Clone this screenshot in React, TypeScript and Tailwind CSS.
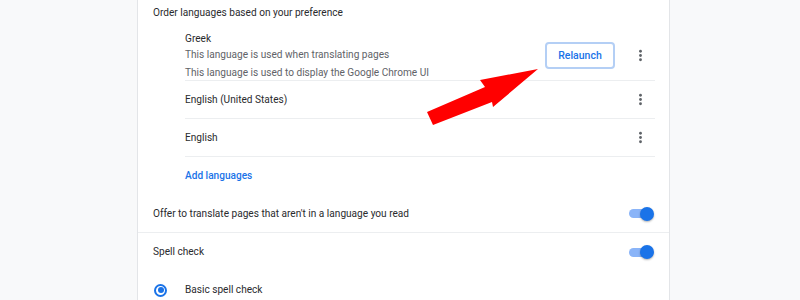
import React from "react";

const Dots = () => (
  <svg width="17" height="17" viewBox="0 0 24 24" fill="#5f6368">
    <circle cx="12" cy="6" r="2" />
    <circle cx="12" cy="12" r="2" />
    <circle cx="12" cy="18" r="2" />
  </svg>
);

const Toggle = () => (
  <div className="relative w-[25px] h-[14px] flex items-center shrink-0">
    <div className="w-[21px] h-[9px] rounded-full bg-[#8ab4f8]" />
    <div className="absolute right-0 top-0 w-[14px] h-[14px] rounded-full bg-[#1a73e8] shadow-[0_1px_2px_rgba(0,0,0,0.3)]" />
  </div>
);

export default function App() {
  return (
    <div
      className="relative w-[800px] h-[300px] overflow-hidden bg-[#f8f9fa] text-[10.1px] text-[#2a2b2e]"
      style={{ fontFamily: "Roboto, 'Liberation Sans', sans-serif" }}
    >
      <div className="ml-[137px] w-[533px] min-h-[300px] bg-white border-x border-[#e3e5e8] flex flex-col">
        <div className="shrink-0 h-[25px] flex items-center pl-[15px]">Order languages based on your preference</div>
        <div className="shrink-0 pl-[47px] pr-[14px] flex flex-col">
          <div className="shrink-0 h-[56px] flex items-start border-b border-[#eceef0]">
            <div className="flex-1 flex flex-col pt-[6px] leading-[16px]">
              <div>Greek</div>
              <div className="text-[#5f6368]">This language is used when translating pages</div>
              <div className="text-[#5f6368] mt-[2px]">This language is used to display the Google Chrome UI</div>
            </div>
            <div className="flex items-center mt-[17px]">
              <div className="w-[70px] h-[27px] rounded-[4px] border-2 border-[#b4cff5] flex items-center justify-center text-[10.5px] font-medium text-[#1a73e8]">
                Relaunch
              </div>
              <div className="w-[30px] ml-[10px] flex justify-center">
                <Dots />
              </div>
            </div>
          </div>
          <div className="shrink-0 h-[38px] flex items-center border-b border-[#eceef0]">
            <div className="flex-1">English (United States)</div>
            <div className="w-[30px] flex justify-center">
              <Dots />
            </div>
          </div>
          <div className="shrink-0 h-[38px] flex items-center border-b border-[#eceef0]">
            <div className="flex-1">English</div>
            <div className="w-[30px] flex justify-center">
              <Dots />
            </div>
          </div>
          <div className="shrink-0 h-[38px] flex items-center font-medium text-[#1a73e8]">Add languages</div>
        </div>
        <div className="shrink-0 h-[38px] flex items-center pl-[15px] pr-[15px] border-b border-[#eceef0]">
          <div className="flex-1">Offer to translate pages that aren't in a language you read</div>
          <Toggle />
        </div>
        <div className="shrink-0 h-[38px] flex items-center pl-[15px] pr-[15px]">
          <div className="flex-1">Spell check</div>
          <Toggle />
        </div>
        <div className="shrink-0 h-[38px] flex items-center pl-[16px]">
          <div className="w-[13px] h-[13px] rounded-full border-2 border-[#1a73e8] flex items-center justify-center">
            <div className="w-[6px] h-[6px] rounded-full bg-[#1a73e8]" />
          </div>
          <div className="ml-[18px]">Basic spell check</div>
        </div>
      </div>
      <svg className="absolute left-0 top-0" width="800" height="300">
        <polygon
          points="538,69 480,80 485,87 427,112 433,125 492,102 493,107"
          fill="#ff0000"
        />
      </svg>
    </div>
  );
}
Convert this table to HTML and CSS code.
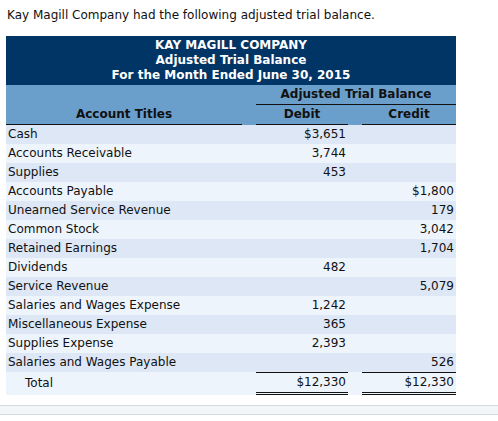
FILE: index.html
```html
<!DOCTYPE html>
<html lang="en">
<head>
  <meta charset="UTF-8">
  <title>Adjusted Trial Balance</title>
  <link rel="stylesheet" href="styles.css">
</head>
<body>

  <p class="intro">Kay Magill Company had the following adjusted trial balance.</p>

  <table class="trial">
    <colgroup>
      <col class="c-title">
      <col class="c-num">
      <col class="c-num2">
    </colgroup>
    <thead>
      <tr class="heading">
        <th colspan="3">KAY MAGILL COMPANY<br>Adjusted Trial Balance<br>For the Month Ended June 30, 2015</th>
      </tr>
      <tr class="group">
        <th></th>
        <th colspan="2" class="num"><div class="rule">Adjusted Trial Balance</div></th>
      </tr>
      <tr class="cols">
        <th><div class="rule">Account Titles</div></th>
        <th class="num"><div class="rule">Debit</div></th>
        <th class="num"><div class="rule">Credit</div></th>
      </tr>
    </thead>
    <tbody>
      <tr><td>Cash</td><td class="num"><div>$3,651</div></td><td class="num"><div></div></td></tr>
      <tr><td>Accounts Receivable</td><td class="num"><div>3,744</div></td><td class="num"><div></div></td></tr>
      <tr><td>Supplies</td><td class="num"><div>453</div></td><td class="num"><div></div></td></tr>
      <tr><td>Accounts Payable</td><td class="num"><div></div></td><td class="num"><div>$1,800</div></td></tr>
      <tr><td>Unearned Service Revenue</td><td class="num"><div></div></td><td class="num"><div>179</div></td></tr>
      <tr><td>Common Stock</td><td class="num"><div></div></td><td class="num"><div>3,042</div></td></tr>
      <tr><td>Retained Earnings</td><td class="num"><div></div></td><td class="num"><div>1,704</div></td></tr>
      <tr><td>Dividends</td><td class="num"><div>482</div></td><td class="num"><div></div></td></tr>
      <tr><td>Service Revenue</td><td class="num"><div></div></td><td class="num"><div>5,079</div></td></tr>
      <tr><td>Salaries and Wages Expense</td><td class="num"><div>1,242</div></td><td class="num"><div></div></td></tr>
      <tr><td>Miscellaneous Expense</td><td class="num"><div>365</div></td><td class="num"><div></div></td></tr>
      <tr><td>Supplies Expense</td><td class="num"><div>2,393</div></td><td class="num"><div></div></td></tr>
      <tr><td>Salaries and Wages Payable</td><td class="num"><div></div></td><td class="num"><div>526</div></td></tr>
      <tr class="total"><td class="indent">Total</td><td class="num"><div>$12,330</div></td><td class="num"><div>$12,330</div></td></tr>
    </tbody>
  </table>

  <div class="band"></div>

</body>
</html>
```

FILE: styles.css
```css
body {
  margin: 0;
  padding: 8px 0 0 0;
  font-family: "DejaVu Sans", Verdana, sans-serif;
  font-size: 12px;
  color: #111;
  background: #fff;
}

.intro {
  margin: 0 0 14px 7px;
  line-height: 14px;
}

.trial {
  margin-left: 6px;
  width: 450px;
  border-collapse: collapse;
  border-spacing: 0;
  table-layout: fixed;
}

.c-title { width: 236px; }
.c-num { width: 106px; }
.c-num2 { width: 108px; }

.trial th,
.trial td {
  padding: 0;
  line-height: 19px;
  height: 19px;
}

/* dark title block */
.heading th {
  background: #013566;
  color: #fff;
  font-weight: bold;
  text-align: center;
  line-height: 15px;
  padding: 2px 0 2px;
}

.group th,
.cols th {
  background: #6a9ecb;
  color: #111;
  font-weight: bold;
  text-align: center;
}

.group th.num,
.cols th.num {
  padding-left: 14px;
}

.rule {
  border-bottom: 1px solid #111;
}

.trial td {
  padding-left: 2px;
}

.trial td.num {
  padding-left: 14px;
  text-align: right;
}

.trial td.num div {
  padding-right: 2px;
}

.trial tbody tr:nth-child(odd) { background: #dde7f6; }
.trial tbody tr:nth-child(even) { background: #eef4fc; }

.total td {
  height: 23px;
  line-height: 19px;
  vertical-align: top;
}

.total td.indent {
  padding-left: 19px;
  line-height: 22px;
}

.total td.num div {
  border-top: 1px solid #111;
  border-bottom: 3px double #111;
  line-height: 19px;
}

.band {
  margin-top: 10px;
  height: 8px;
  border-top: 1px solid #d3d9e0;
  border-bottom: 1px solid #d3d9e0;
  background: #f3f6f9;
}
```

-- -- --

> To be done
From the records given above, reproduce all text exactly and exclude each picture.

> Answer to the task
Clone this screenshot in React, TypeScript and Tailwind CSS.
import React from "react";

const Dots = () => (
  <svg width="17" height="17" viewBox="0 0 24 24" fill="#5f6368">
    <circle cx="12" cy="6" r="2" />
    <circle cx="12" cy="12" r="2" />
    <circle cx="12" cy="18" r="2" />
  </svg>
);

const Toggle = () => (
  <div className="relative w-[25px] h-[14px] flex items-center shrink-0">
    <div className="w-[21px] h-[9px] rounded-full bg-[#8ab4f8]" />
    <div className="absolute right-0 top-0 w-[14px] h-[14px] rounded-full bg-[#1a73e8] shadow-[0_1px_2px_rgba(0,0,0,0.3)]" />
  </div>
);

export default function App() {
  return (
    <div
      className="relative w-[800px] h-[300px] overflow-hidden bg-[#f8f9fa] text-[10.1px] text-[#2a2b2e]"
      style={{ fontFamily: "Roboto, 'Liberation Sans', sans-serif" }}
    >
      <div className="ml-[137px] w-[533px] min-h-[300px] bg-white border-x border-[#e3e5e8] flex flex-col">
        <div className="shrink-0 h-[25px] flex items-center pl-[15px]">Order languages based on your preference</div>
        <div className="shrink-0 pl-[47px] pr-[14px] flex flex-col">
          <div className="shrink-0 h-[56px] flex items-start border-b border-[#eceef0]">
            <div className="flex-1 flex flex-col pt-[6px] leading-[16px]">
              <div>Greek</div>
              <div className="text-[#5f6368]">This language is used when translating pages</div>
              <div className="text-[#5f6368] mt-[2px]">This language is used to display the Google Chrome UI</div>
            </div>
            <div className="flex items-center mt-[17px]">
              <div className="w-[70px] h-[27px] rounded-[4px] border-2 border-[#b4cff5] flex items-center justify-center text-[10.5px] font-medium text-[#1a73e8]">
                Relaunch
              </div>
              <div className="w-[30px] ml-[10px] flex justify-center">
                <Dots />
              </div>
            </div>
          </div>
          <div className="shrink-0 h-[38px] flex items-center border-b border-[#eceef0]">
            <div className="flex-1">English (United States)</div>
            <div className="w-[30px] flex justify-center">
              <Dots />
            </div>
          </div>
          <div className="shrink-0 h-[38px] flex items-center border-b border-[#eceef0]">
            <div className="flex-1">English</div>
            <div className="w-[30px] flex justify-center">
              <Dots />
            </div>
          </div>
          <div className="shrink-0 h-[38px] flex items-center font-medium text-[#1a73e8]">Add languages</div>
        </div>
        <div className="shrink-0 h-[38px] flex items-center pl-[15px] pr-[15px] border-b border-[#eceef0]">
          <div className="flex-1">Offer to translate pages that aren't in a language you read</div>
          <Toggle />
        </div>
        <div className="shrink-0 h-[38px] flex items-center pl-[15px] pr-[15px]">
          <div className="flex-1">Spell check</div>
          <Toggle />
        </div>
        <div className="shrink-0 h-[38px] flex items-center pl-[16px]">
          <div className="w-[13px] h-[13px] rounded-full border-2 border-[#1a73e8] flex items-center justify-center">
            <div className="w-[6px] h-[6px] rounded-full bg-[#1a73e8]" />
          </div>
          <div className="ml-[18px]">Basic spell check</div>
        </div>
      </div>
      <svg className="absolute left-0 top-0" width="800" height="300">
        <polygon
          points="538,69 480,80 485,87 427,112 433,125 492,102 493,107"
          fill="#ff0000"
        />
      </svg>
    </div>
  );
}
Convert this table to HTML and CSS code.
FILE: index.html
```html
<!DOCTYPE html>
<html lang="en">
<head>
  <meta charset="UTF-8">
  <title>Adjusted Trial Balance</title>
  <link rel="stylesheet" href="styles.css">
</head>
<body>

  <p class="intro">Kay Magill Company had the following adjusted trial balance.</p>

  <table class="trial">
    <colgroup>
      <col class="c-title">
      <col class="c-num">
      <col class="c-num2">
    </colgroup>
    <thead>
      <tr class="heading">
        <th colspan="3">KAY MAGILL COMPANY<br>Adjusted Trial Balance<br>For the Month Ended June 30, 2015</th>
      </tr>
      <tr class="group">
        <th></th>
        <th colspan="2" class="num"><div class="rule">Adjusted Trial Balance</div></th>
      </tr>
      <tr class="cols">
        <th><div class="rule">Account Titles</div></th>
        <th class="num"><div class="rule">Debit</div></th>
        <th class="num"><div class="rule">Credit</div></th>
      </tr>
    </thead>
    <tbody>
      <tr><td>Cash</td><td class="num"><div>$3,651</div></td><td class="num"><div></div></td></tr>
      <tr><td>Accounts Receivable</td><td class="num"><div>3,744</div></td><td class="num"><div></div></td></tr>
      <tr><td>Supplies</td><td class="num"><div>453</div></td><td class="num"><div></div></td></tr>
      <tr><td>Accounts Payable</td><td class="num"><div></div></td><td class="num"><div>$1,800</div></td></tr>
      <tr><td>Unearned Service Revenue</td><td class="num"><div></div></td><td class="num"><div>179</div></td></tr>
      <tr><td>Common Stock</td><td class="num"><div></div></td><td class="num"><div>3,042</div></td></tr>
      <tr><td>Retained Earnings</td><td class="num"><div></div></td><td class="num"><div>1,704</div></td></tr>
      <tr><td>Dividends</td><td class="num"><div>482</div></td><td class="num"><div></div></td></tr>
      <tr><td>Service Revenue</td><td class="num"><div></div></td><td class="num"><div>5,079</div></td></tr>
      <tr><td>Salaries and Wages Expense</td><td class="num"><div>1,242</div></td><td class="num"><div></div></td></tr>
      <tr><td>Miscellaneous Expense</td><td class="num"><div>365</div></td><td class="num"><div></div></td></tr>
      <tr><td>Supplies Expense</td><td class="num"><div>2,393</div></td><td class="num"><div></div></td></tr>
      <tr><td>Salaries and Wages Payable</td><td class="num"><div></div></td><td class="num"><div>526</div></td></tr>
      <tr class="total"><td class="indent">Total</td><td class="num"><div>$12,330</div></td><td class="num"><div>$12,330</div></td></tr>
    </tbody>
  </table>

  <div class="band"></div>

</body>
</html>
```

FILE: styles.css
```css
body {
  margin: 0;
  padding: 8px 0 0 0;
  font-family: "DejaVu Sans", Verdana, sans-serif;
  font-size: 12px;
  color: #111;
  background: #fff;
}

.intro {
  margin: 0 0 14px 7px;
  line-height: 14px;
}

.trial {
  margin-left: 6px;
  width: 450px;
  border-collapse: collapse;
  border-spacing: 0;
  table-layout: fixed;
}

.c-title { width: 236px; }
.c-num { width: 106px; }
.c-num2 { width: 108px; }

.trial th,
.trial td {
  padding: 0;
  line-height: 19px;
  height: 19px;
}

/* dark title block */
.heading th {
  background: #013566;
  color: #fff;
  font-weight: bold;
  text-align: center;
  line-height: 15px;
  padding: 2px 0 2px;
}

.group th,
.cols th {
  background: #6a9ecb;
  color: #111;
  font-weight: bold;
  text-align: center;
}

.group th.num,
.cols th.num {
  padding-left: 14px;
}

.rule {
  border-bottom: 1px solid #111;
}

.trial td {
  padding-left: 2px;
}

.trial td.num {
  padding-left: 14px;
  text-align: right;
}

.trial td.num div {
  padding-right: 2px;
}

.trial tbody tr:nth-child(odd) { background: #dde7f6; }
.trial tbody tr:nth-child(even) { background: #eef4fc; }

.total td {
  height: 23px;
  line-height: 19px;
  vertical-align: top;
}

.total td.indent {
  padding-left: 19px;
  line-height: 22px;
}

.total td.num div {
  border-top: 1px solid #111;
  border-bottom: 3px double #111;
  line-height: 19px;
}

.band {
  margin-top: 10px;
  height: 8px;
  border-top: 1px solid #d3d9e0;
  border-bottom: 1px solid #d3d9e0;
  background: #f3f6f9;
}
```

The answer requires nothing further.